SANTIAGO DE COMPOSTELA, Spain, Nov. 6 (AP) — Pope Benedict XVI has criticized what he calls an "aggressive" anti-Church sentiment that he says is flourishing in Spain.

The Pope arrived Saturday on a two-day visit to rekindle the faith in a key Western nation.

Benedict said the anti-clericalism being felt today in Spain harks back to the 1930s, when the church suffered a wave of violence and ill feeling as Spain lurched from an unstable democracy to civil war.



Speaking Saturday to journalists en route to Santiago di Compostela, Benedict said he had created a new Vatican office to fight such secular trends worldwide. He said Spain was a particular focus since it had played such an important role in reviving Christianity in centuries past.


Here is a translation of the Q&A from the Vatican transcript. There were 61 newsmen on the papal flight, including the Spanish correspondents accredited to the Vatican, and eight more who had come from Spain expressly for this, including teams from the regional TV of Galicia and Catalunya. Fr. Lombardi told the Pope that more than 3,000 newsmen had been accredited to cover the events in Spain.

Father Lombardi: Your Holiness, in your message for the recent international congress on shrines that took place in Santiago de Compostela itself, you said that you are living your pontificate "with the sentiments of a pilgrim". Even your coat of arms carries the pilgrim's scallop shell. Would you like to tell us something about your perspective on this pilgrimage, in your personal life as well as in your spirituality, and about your thoughts on coming to Santiago as a pilgrim?
Good morning. I can say that being on pilgrimage is already inscribed in my biography - Marktl, Titmoning, Aschau, Traunstein, Munich, Freising, Bonn, Muenster, Tuebingen, Regensburg, Munich again, Rome - but perhaps this is something external. It makes me think, however, that makes me think of the instability of this life, of being on a journey. On the other hand, one can also say against pilgrimages that God is everywhere, one does not need to go elsewhere, but it is also true that faith, by its nature, is 'to be a pilgrim'.

The Letter to the Hebrews shows what faith is in the person of Abraham, who leaves his land and remains a pilgrim all of his life toward the future. This Abrahamic movement persists in the act of faith, which is being a pilgrim above all, interiorly, but it should also express itself exteriorly.

Sometimes, to leave behind the everyday, the world of what is useful, of utilitarianism, to leave this in order to be truly on a journey towards transcendence - transcendence of oneself, transcendence of the everyday, and thus to find a new freedom, time for interior rethinking, to identify oneself, to see the other, God - is also always a pilgrimage. It's not only leaving oneself towards something greater, but it is also travelling together.

Pilgrimage reunites us - we walk together towards the other and we find ourselves reciprocally. One simply has to note that the various routes of St. James were an element in the spiritual formation of teh European continent. On pilgrimage, the European common identity was found, and even today, this movement is being reborn, this need to be in spiritual and physical movement, to find each other, and thus to find silence, freedom, renewal - and to find God.


Now, let us turn to Barcelona.
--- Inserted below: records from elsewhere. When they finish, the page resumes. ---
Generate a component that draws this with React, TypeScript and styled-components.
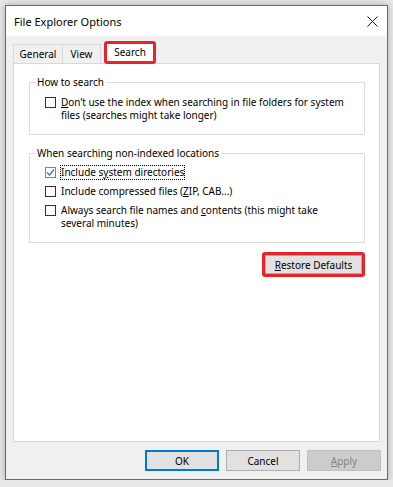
import React from 'react';
import styled, { createGlobalStyle } from 'styled-components';

const GlobalStyle = createGlobalStyle`
  html, body {
    margin: 0;
    padding: 0;
    background: #e8e8e8;
  }
  body {
    font-family: "Noto Sans", "Liberation Sans", sans-serif;
    font-size: 10px;
    color: #000;
  }
`;

const Window = styled.div`
  margin: 5px 0 0 5px;
  width: 383px;
  height: 475px;
  box-sizing: border-box;
  border: 1px solid #6a6a6a;
  background: #f0f0f0;
  box-shadow: 0 0 7px rgba(0, 0, 0, 0.28);
  display: flex;
  flex-direction: column;
`;

const TitleBar = styled.div`
  height: 30px;
  flex: none;
  background: #fff;
  display: flex;
  align-items: center;
  justify-content: space-between;
  padding: 0 9px 0 8px;
`;

const Title = styled.span`
  font-size: 11px;
`;

const Body = styled.div`
  flex: 1;
  display: flex;
  flex-direction: column;
  padding: 0 7px;
`;

const TabStrip = styled.div`
  height: 27px;
  display: flex;
  align-items: flex-end;
  padding-left: 1px;
`;

const Tab = styled.div<{ $w: number }>`
  height: 19px;
  box-sizing: border-box;
  padding: 0 5px;
  border: 1px solid #d9d9d9;
  border-bottom: none;
  margin-left: -1px;
  display: flex;
  align-items: center;
  justify-content: center;
  width: ${p => p.$w}px;
`;

// selected tab, drawn with the red highlight round it
const ActiveTab = styled.div`
  height: 23px;
  width: 52px;
  box-sizing: border-box;
  margin: 0 0 -1px 3px;
  background: #fff;
  border: 3px solid #e5242b;
  border-radius: 3px;
  display: flex;
  align-items: center;
  justify-content: center;
  padding-bottom: 1px;
  position: relative;
  z-index: 1;
`;

const Panel = styled.div`
  height: 379px;
  box-sizing: border-box;
  background: #fff;
  border: 1px solid #d9d9d9;
  padding: 0 14px 0 15px;
  display: flex;
  flex-direction: column;
`;

const Group = styled.fieldset<{ $top: number; $pt: number }>`
  margin: ${p => p.$top}px 0 0 0;
  border: 1px solid #dcdcdc;
  padding: ${p => p.$pt}px 10px 12px 5px;
  min-width: 0;
`;

const Legend = styled.legend`
  padding: 0 2px;
  line-height: 14px;
`;

const CheckList = styled.div<{ $gap: number }>`
  display: flex;
  flex-direction: column;
  gap: ${p => p.$gap}px;
  padding-left: 10px;
`;

const Row = styled.div`
  display: flex;
  align-items: flex-start;
  gap: 5px;
  line-height: 13px;
`;

const Box = styled.span<{ $checked?: boolean }>`
  flex: none;
  width: 11px;
  height: 11px;
  box-sizing: border-box;
  margin-top: 1px;
  border: 1px solid ${p => (p.$checked ? '#4d8fd1' : '#333')};
  background: #fff;
  display: flex;
  align-items: center;
  justify-content: center;
`;

const Label = styled.span<{ $focus?: boolean }>`
  outline: ${p => (p.$focus ? '1px dotted #000' : 'none')};
  outline-offset: 0;
`;

const RestoreRow = styled.div`
  margin-top: 9px;
  display: flex;
  justify-content: flex-end;
`;

const Annotation = styled.div`
  border: 3px solid #e5242b;
  border-radius: 3px;
  display: flex;
`;

const WinButton = styled.div<{ $w: number; $h: number; $default?: boolean; $disabled?: boolean }>`
  height: ${p => p.$h}px;
  width: ${p => p.$w}px;
  box-sizing: border-box;
  display: flex;
  align-items: center;
  justify-content: center;
  background: ${p => (p.$disabled ? '#cccccc' : '#e1e1e1')};
  border: ${p =>
    p.$default ? '2px solid #0078d7' : p.$disabled ? '1px solid #bfbfbf' : '1px solid #adadad'};
  color: ${p => (p.$disabled ? '#838383' : '#000')};
`;

const ButtonRow = styled.div`
  display: flex;
  justify-content: flex-end;
  gap: 7px;
  padding: 8px 0 8px;
  margin-right: -1px;
`;

const CloseIcon = () => (
  <svg width="11" height="11" viewBox="0 0 11 11">
    <path d="M0.5 0.5 L10.5 10.5 M10.5 0.5 L0.5 10.5" stroke="#1a1a1a" strokeWidth="1" fill="none" />
  </svg>
);

const Check = () => (
  <svg width="9" height="9" viewBox="0 0 9 9">
    <path d="M1 4.5 L3.5 7 L8 1.5" stroke="#2f6fc2" strokeWidth="1.2" fill="none" />
  </svg>
);

export default function App() {
  return (
    <>
      <GlobalStyle />
      <Window>
        <TitleBar>
          <Title>File Explorer Options</Title>
          <CloseIcon />
        </TitleBar>
        <Body>
          <TabStrip>
            <Tab $w={50}>General</Tab>
            <Tab $w={39}>View</Tab>
            <ActiveTab>Search</ActiveTab>
          </TabStrip>
          <Panel>
            <Group $top={11} $pt={7}>
              <Legend>How to search</Legend>
              <CheckList $gap={0}>
                <Row>
                  <Box />
                  <Label>
                    <u>D</u>on’t use the index when searching in file folders for system
                    <br />
                    files (searches might take longer)
                  </Label>
                </Row>
              </CheckList>
            </Group>
            <Group $top={11} $pt={6}>
              <Legend>When searching non-indexed locations</Legend>
              <CheckList $gap={6}>
                <Row>
                  <Box $checked>
                    <Check />
                  </Box>
                  <Label $focus>
                    Include s<u>y</u>stem directories
                  </Label>
                </Row>
                <Row>
                  <Box />
                  <Label>
                    Include compressed files (<u>Z</u>IP, CAB...)
                  </Label>
                </Row>
                <Row>
                  <Box />
                  <Label>
                    Always search file names and <u>c</u>ontents (this might take
                    <br />
                    several minutes)
                  </Label>
                </Row>
              </CheckList>
            </Group>
            <RestoreRow>
              <Annotation>
                <WinButton $w={97} $h={19}>
                  <span>
                    <u>R</u>estore Defaults
                  </span>
                </WinButton>
              </Annotation>
            </RestoreRow>
          </Panel>
          <ButtonRow>
            <WinButton $w={74} $h={21} $default>
              OK
            </WinButton>
            <WinButton $w={74} $h={21}>
              Cancel
            </WinButton>
            <WinButton $w={74} $h={21} $disabled>
              <span>
                <u>A</u>pply
              </span>
            </WinButton>
          </ButtonRow>
        </Body>
      </Window>
    </>
  );
}
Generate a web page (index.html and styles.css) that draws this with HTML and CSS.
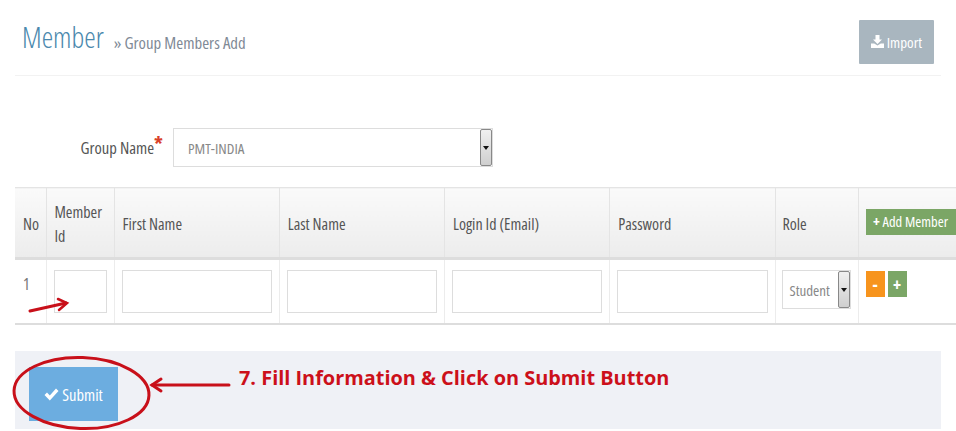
FILE: index.html
```html
<!DOCTYPE html>
<html lang="en">
<head>
  <meta charset="UTF-8">
  <meta name="viewport" content="width=device-width, initial-scale=1.0">
  <title>Group Members Add</title>
  <link rel="stylesheet" href="styles.css">
</head>
<body>
<div id="page">
  <div class="page-header">
    <h1>Member</h1>
    <span class="crumb">&raquo; Group Members Add</span>
    <button type="button" class="btn btn-import">
      <svg width="13" height="13" viewBox="0 0 13 13"><path d="M4.500 0h4v4.500h2.500L6.500 9 2 4.500h2.500z" fill="#fff"/><path d="M0 8.500h3.200L6.500 10.500l3.300-2H13V13H0z" fill="#fff"/></svg>
      Import
    </button>
  </div>

  <div class="group-row">
    <label class="group-label">Group Name<span class="req">*</span></label>
    <div class="fake-select group-select">
      <span>PMT-INDIA</span>
      <span class="select-btn"></span>
    </div>
  </div>

  <table class="member-table">
    <colgroup>
      <col class="c-no"><col class="c-id"><col class="c-text"><col class="c-text"><col class="c-text"><col class="c-text"><col class="c-role"><col class="c-act">
    </colgroup>
    <thead>
      <tr>
        <th>No</th>
        <th>Member Id</th>
        <th>First Name</th>
        <th>Last Name</th>
        <th>Login Id (Email)</th>
        <th>Password</th>
        <th class="role-head">Role</th>
        <th class="act-head"><button type="button" class="btn btn-add"><b>+</b> Add Member</button></th>
      </tr>
    </thead>
    <tbody>
      <tr>
        <td class="row-no">1</td>
        <td><input type="text"></td>
        <td><input type="text"></td>
        <td><input type="text"></td>
        <td><input type="text"></td>
        <td><input type="text"></td>
        <td class="role-cell">
          <div class="fake-select role-select">
            <span>Student</span>
            <span class="select-btn"></span>
          </div>
        </td>
        <td>
          <div class="row-btns">
            <button type="button" class="btn btn-minus">-</button>
            <button type="button" class="btn btn-plus">+</button>
          </div>
        </td>
      </tr>
    </tbody>
  </table>

  <div class="form-actions">
    <button type="button" class="btn btn-submit">
      <svg width="15" height="13" viewBox="0 0 15 13"><path d="M0.500 7l2.500-2.500 2.800 2.900L12 0.500l2.500 2.500-8.700 9.500z" fill="#fff"/></svg>
      Submit
    </button>
    <p class="note">7. Fill Information &amp; Click on Submit Button</p>
  </div>
</div>

<!-- red marks drawn on top of the screenshot -->
<svg class="marks" width="956" height="431" viewBox="0 0 956 431">
  <g fill="none" stroke="#c8101a" stroke-linecap="round">
    <path d="M30 311 L66 303" stroke-width="3"/>
    <path d="M58 299 L67 303 L59 310" stroke-width="2.500"/>
    <ellipse cx="81.500" cy="393" rx="67.500" ry="35.500" stroke-width="3" transform="rotate(2 81.500 393)"/>
    <path d="M152 385 H229" stroke-width="3"/>
    <path d="M161 379 L152 385 L161 391" stroke-width="3"/>
  </g>
</svg>
</body>
</html>
```

FILE: styles.css
```css
body {
  margin: 0;
  background: #fff;
  font-family: "Open Sans", Arial, sans-serif;
  font-stretch: condensed;
  color: #555;
}

#page {
  width: 956px;
  height: 431px;
  overflow: hidden;
  padding-left: 15px;
  box-sizing: border-box;
}

.page-header {
  display: flex;
  align-items: flex-start;
  width: 926px;
  height: 76px;
  box-sizing: border-box;
  padding: 19px 7px 0 7px;
  border-bottom: 1px solid #f2f2f2;
}

h1 {
  margin: 0;
  font-size: 29px;
  line-height: 36px;
  font-weight: 300;
  color: #4a88ad;
}

.crumb {
  margin: 12px 0 0 10px;
  font-size: 16.800px;
  line-height: 24px;
  color: #7f8a96;
}

.btn {
  border: none;
  padding: 0;
  color: #fff;
  font-family: inherit;
  font-stretch: inherit;
  cursor: pointer;
}

.btn-import {
  margin: 1px 0 0 auto;
  width: 75px;
  height: 44px;
  background: #a9b6bf;
  font-size: 15px;
  border-radius: 1px;
}

.group-row {
  display: flex;
  align-items: center;
  margin-top: 52px;
  height: 39px;
}

.group-label {
  width: 158px;
  padding-right: 10px;
  box-sizing: border-box;
  text-align: right;
  font-size: 16.600px;
  color: #555;
  white-space: nowrap;
}

.req {
  color: #d9402a;
  font-size: 20px;
  font-weight: 700;
  line-height: 10px;
  vertical-align: 3px;
}

.fake-select {
  display: flex;
  align-items: center;
  justify-content: space-between;
  box-sizing: border-box;
  border: 1px solid #ddd;
  background: #fff;
  color: #888;
}

.group-select {
  width: 320px;
  height: 39px;
  padding: 0 0 0 14px;
  font-size: 15px;
}

.select-btn {
  position: relative;
  width: 12px;
  height: 37px;
  box-sizing: border-box;
  border: 1px solid #888;
  border-radius: 2px;
  background: linear-gradient(#f0f0f0, #cfcfcf);
}

.select-btn::after {
  content: "";
  position: absolute;
  left: 2px;
  top: 16px;
  border: 3px solid transparent;
  border-top: 4px solid #111;
  border-bottom: none;
}

.member-table {
  margin-top: 20px;
  width: 941px;
  table-layout: fixed;
  border-collapse: collapse;
}

.c-no { width: 31px; }
.c-id { width: 68px; }
.c-text { width: 165.250px; }
.c-role { width: 83px; }
.c-act { width: 98px; }

th {
  height: 71px;
  padding: 2px 7px 0 8px;
  box-sizing: border-box;
  background: linear-gradient(#fafafa, #ececec);
  border: 1px solid #e4e4e4;
  border-bottom: 3px solid #ddd;
  font-size: 16px;
  line-height: 24px;
  font-weight: 400;
  text-align: left;
  color: #555;
}

th:first-child,
td:first-child {
  border-left: none;
}

th:last-child,
td:last-child {
  border-right: none;
}

th.role-head {
  padding-left: 7px;
}

th.act-head {
  padding: 0 0 2px 7px;
}

td {
  height: 65px;
  padding: 10px 7px;
  box-sizing: border-box;
  border: 1px solid #ececec;
  border-bottom: 2px solid #ddd;
  vertical-align: top;
  font-size: 16px;
  color: #666;
}

td.row-no {
  padding: 13px 8px 0;
  color: #777;
}

td.role-cell {
  padding-left: 6px;
}

td input {
  display: block;
  width: 100%;
  height: 43px;
  box-sizing: border-box;
  border: 1px solid #ddd;
  background: #fff;
}

.btn-add {
  width: 90px;
  height: 26px;
  background: #7ba666;
  font-size: 14.500px;
  white-space: nowrap;
}

.role-select {
  width: 69px;
  height: 39px;
  padding-left: 7px;
  font-size: 15px;
}

.role-select .select-btn {
  height: 37px;
}

.row-btns {
  display: flex;
  gap: 3px;
  margin-top: 1px;
}

.btn-minus,
.btn-plus {
  width: 19px;
  height: 26px;
  font-size: 17px;
  font-weight: 700;
}

.btn-minus { background: #f7941d; }
.btn-plus { background: #7ba666; }

.form-actions {
  display: flex;
  align-items: flex-start;
  margin-top: 26px;
  width: 926px;
  height: 78px;
  padding: 16px 0 0 14px;
  box-sizing: border-box;
  background: #eff1f6;
}

.btn-submit {
  width: 89px;
  height: 54px;
  background: #6cade0;
  font-size: 16.500px;
}

.note {
  margin: -3px 0 0 121px;
  font-size: 19.900px;
  font-stretch: normal;
  line-height: 28px;
  font-weight: 700;
  color: #cc101a;
  white-space: nowrap;
}

.marks {
  position: absolute;
  left: 0;
  top: 0;
  pointer-events: none;
}
```
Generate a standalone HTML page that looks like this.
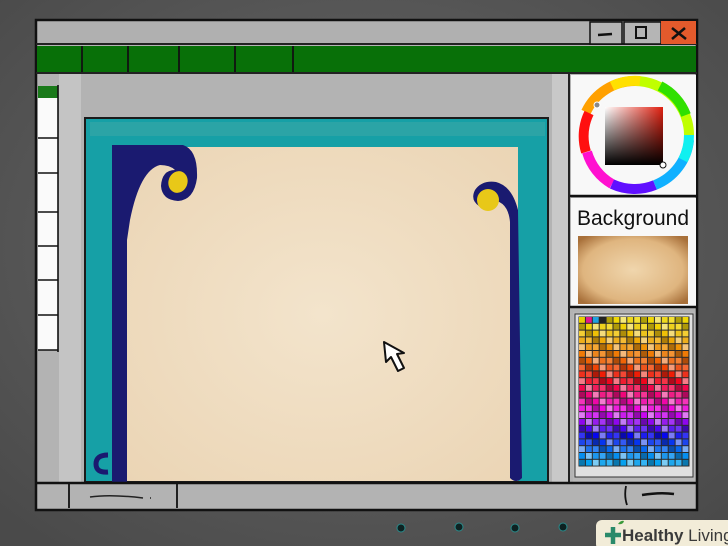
<!DOCTYPE html>
<html><head><meta charset="utf-8"><style>
html,body{margin:0;padding:0;background:#595959;width:728px;height:546px;overflow:hidden;font-family:"Liberation Sans",sans-serif}
</style></head><body>
<svg width="728" height="546" viewBox="0 0 728 546" xmlns="http://www.w3.org/2000/svg">
<defs>
<radialGradient id="bg" cx="50%" cy="45%" r="70%"><stop offset="0" stop-color="#6a6a6a"/><stop offset="1" stop-color="#4a4a4a"/></radialGradient>
<radialGradient id="paper" cx="50%" cy="50%" r="70%"><stop offset="0" stop-color="#f3e4cc"/><stop offset="1" stop-color="#ebd5b5"/></radialGradient>
<radialGradient id="tex" cx="50%" cy="50%" r="65%"><stop offset="0" stop-color="#f0d6ad"/><stop offset="0.7" stop-color="#dfb57f"/><stop offset="1" stop-color="#a8703a"/></radialGradient>
<linearGradient id="sq1" x1="0" y1="0" x2="1" y2="0"><stop offset="0" stop-color="#fff"/><stop offset="1" stop-color="#e02010"/></linearGradient>
<linearGradient id="sq2" x1="0" y1="0" x2="0" y2="1"><stop offset="0" stop-color="#000" stop-opacity="0"/><stop offset="1" stop-color="#000"/></linearGradient>
</defs>
<rect width="728" height="546" fill="url(#bg)"/>
<rect x="36" y="20" width="661" height="490" fill="#b3b3b3" stroke="#111" stroke-width="2.5"/>
<rect x="38" y="22" width="552" height="21" fill="#b0b0b0"/>
<line x1="36" y1="44" x2="697" y2="44" stroke="#222" stroke-width="2"/>
<rect x="590" y="22" width="32" height="22" fill="#b5b5b5" stroke="#111" stroke-width="1.5"/>
<rect x="624" y="22" width="37" height="22" fill="#b5b5b5" stroke="#111" stroke-width="1.5"/>
<rect x="661" y="21" width="35" height="23" fill="#e35a2c"/>
<line x1="598" y1="35" x2="612" y2="34" stroke="#111" stroke-width="2.5"/>
<rect x="636" y="27" width="10" height="11" fill="none" stroke="#111" stroke-width="2"/>
<path d="M672 28 L686 39 M685 28 L672 39" stroke="#111" stroke-width="2.5" fill="none"/>
<rect x="37" y="46" width="659" height="26" fill="#087008"/>
<path d="M82 46V72 M128 46V72 M179 46V72 M235 46V72 M293 46V72" stroke="#111" stroke-width="1.8"/>
<line x1="36" y1="73" x2="697" y2="73" stroke="#222" stroke-width="2"/>
<rect x="38" y="86" width="20" height="12" fill="#1a7a1a"/>
<rect x="38" y="98" width="20" height="252" fill="#fafafa"/>
<path d="M58 85V352 M38 138H58 M38 173H58 M38 212H58 M38 246H58 M38 280H58 M38 315H58 M38 350H58" stroke="#111" stroke-width="1.6" fill="none"/>
<rect x="59" y="74" width="22" height="408" fill="#c4c4c4"/>
<rect x="552" y="74" width="16" height="408" fill="#c8c8c8"/>
<line x1="569" y1="74" x2="569" y2="482" stroke="#222" stroke-width="2"/>
<rect x="84" y="117" width="465" height="365" fill="#1b1b1b"/>
<rect x="86" y="119" width="461" height="362" fill="#16a0a6"/>
<rect x="90" y="122" width="455" height="14" fill="#3aa6a6" opacity="0.6"/>
<rect x="126" y="147" width="392" height="334" fill="url(#paper)"/>
<path d="M112 145 L183 145 Q198 150 197 178 Q194 200 178 201 Q162 200 161 186 Q162 170 175 170 Q170 165 160 165 Q140 170 130 220 L127 240 L127 482 L112 482 Z" fill="#1a1a70"/>
<ellipse cx="178" cy="182" rx="9.5" ry="11" fill="#e8c818" transform="rotate(20 178 182)"/>
<path d="M108 455 Q96 455 96 464 Q96 473 108 472" stroke="#1a1a70" stroke-width="5" fill="none"/>
<path d="M510 478 L510 222 Q508 200 490 200 Q484 210 479 206 Q470 200 475 190 Q482 180 496 182 Q512 186 518 210 L522 478 Q516 484 510 478Z" fill="#1a1a70"/>
<circle cx="488" cy="200" r="11" fill="#e8c818"/>
<path d="M384 342 L386 362 L391 357 L398 371 L404 368 L397 354 L404 353 Z" fill="#fff" stroke="#111" stroke-width="2" stroke-linejoin="round"/>
<rect x="571" y="75" width="125" height="121" fill="#f8f8f8"/>
<line x1="570" y1="196" x2="697" y2="196" stroke="#111" stroke-width="2.5"/>
<g>
<path d="M635 81 A54 54 0 0 1 689 135" stroke="#c0ff00" stroke-width="10" fill="none"/>
<path d="M635 81 A54 54 0 0 0 586 112" stroke="#ffa000" stroke-width="10" fill="none"/>
<path d="M660 86 A54 54 0 0 1 686 115" stroke="#30e000" stroke-width="10" fill="none"/>
<path d="M612 86 A54 54 0 0 1 640 81" stroke="#ffe000" stroke-width="10" fill="none"/>
<path d="M589 113 A54 54 0 0 0 586 152" stroke="#ff1010" stroke-width="10" fill="none"/>
<path d="M587 152 A54 54 0 0 0 612 184" stroke="#ff10d0" stroke-width="10" fill="none"/>
<path d="M612 184 A54 54 0 0 0 655 185" stroke="#6010ff" stroke-width="10" fill="none"/>
<path d="M655 185 A54 54 0 0 0 689 140" stroke="#10b0ff" stroke-width="10" fill="none"/>
<path d="M683 160 A54 54 0 0 0 689 135" stroke="#10f0f0" stroke-width="10" fill="none"/>
</g>
<rect x="605" y="107" width="58" height="58" fill="url(#sq1)"/>
<rect x="605" y="107" width="58" height="58" fill="url(#sq2)"/>
<circle cx="597" cy="105" r="3" fill="#888" stroke="#fff"/>
<circle cx="663" cy="165" r="3" fill="#fff" stroke="#111"/>
<rect x="571" y="198" width="125" height="108" fill="#f8f8f8"/>
<text x="577" y="225" font-size="21" fill="#111" font-family="Liberation Sans, sans-serif" textLength="112" lengthAdjust="spacingAndGlyphs">Background</text>
<rect x="578" y="236" width="110" height="68" fill="url(#tex)"/>
<line x1="570" y1="307" x2="697" y2="307" stroke="#111" stroke-width="2.5"/>
<rect x="573" y="312" width="122" height="170" fill="#b8b8b8"/>
<rect x="575" y="314" width="118" height="163" fill="#e0e0e0" stroke="#333" stroke-width="1"/>
<rect x="578.5" y="316.5" width="111" height="150" fill="#2a2a2a"/>
<g id="pal"></g>
<line x1="36" y1="483" x2="697" y2="483" stroke="#111" stroke-width="2.5"/>
<path d="M69 484V508 M177 484V508 M626 486Q624 496 627 505" stroke="#111" stroke-width="1.8" fill="none"/>
<path d="M90 497 Q110 494 143 498 M150 498h1" stroke="#222" stroke-width="1.5" fill="none"/>
<path d="M642 495 Q660 492 674 494" stroke="#111" stroke-width="2.5" fill="none"/>
<g fill="#0d2222" stroke="#2a8a8a" stroke-width="1">
<circle cx="401" cy="528" r="4"/><circle cx="459" cy="527" r="4"/><circle cx="515" cy="528" r="4"/><circle cx="563" cy="527" r="4"/></g>
<rect x="596" y="520" width="140" height="30" rx="6" fill="#f2ecd8"/>
<path d="M605 535h16 M613 527v17" stroke="#2a8a6a" stroke-width="4.5"/>
<path d="M618 524 q3 -4 6 -3 q-1 4 -6 3" fill="#3a9a3a"/>
<text x="622" y="541" font-size="17" fill="#3a3a3a" font-family="Liberation Sans, sans-serif" font-weight="bold">Healthy <tspan font-weight="normal">Living</tspan></text>
</svg>
<script>
(function(){var g=document.getElementById('pal'),ns='http://www.w3.org/2000/svg';
var hues=[54,52,48,42,36,30,24,16,6,354,342,330,318,305,290,275,258,240,228,215,205,200];
var cols=16,rows=22,cw=6.9,ch=6.8,x0=579,y0=317;
for(var r=0;r<rows;r++)for(var c=0;c<cols;c++){var h=hues[r];var v=(c*7+r*3)%5;var l=[48,58,72,36,52][v],s=[95,90,85,90,85][v];
var cc;if(r==0&&c<4){cc=['#e8d000','#e0188a','#20a0e0','#222'][c];}else cc='hsl('+h+','+s+'%,'+l+'%)';
var e=document.createElementNS(ns,'rect');e.setAttribute('x',x0+c*cw);e.setAttribute('y',y0+r*ch);e.setAttribute('width',cw-1);e.setAttribute('height',ch-1);e.setAttribute('fill',cc);g.appendChild(e);}
})();
</script>
</body></html>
What significance can there be in the dedication of a temple like the Sagrada Familia in the 21st century? Is there any specific aspect of Gaudi's vision that has struck you in particular?
Actually, this church is also a particular sign of our time/ I find in Gaudi's vision three elements first of all:

The first is this synthesis of continuity and novelty, tradition and creativity. Gaudi had the courage to enlist himself in the great tradition of cathedrals, but to dare anew, in his century, with a totally new vision of this reality: of the cathedral as the place of encounter between God and man, in great solemnity. He had the courage to stay within tradition, but with a new creativity that renews tradition, thus demonstrating the unity of history and progress in history. It is a beautiful thing.

Secondly, Gaudi was working from a trinomial: the book of Nature, the book of Scripture, and the book of liturgy. This synthesis is of great importance today. In liturgy, Scripture becomes present, it becomes reality now - it is no longer just some writing from 2000 years ago, it is celebrated, realized. And in the celebration of Scripture, Creation speaks, the creature speaks and finds his true answer, because as St. Paul says, Creation suffers, and instead of being destroyed, and despised - it awaits the children of God, those who see creation in the light of God. And so, I think that this synthesis between the sense of creation, Scripture and adoration is a message that is very important today.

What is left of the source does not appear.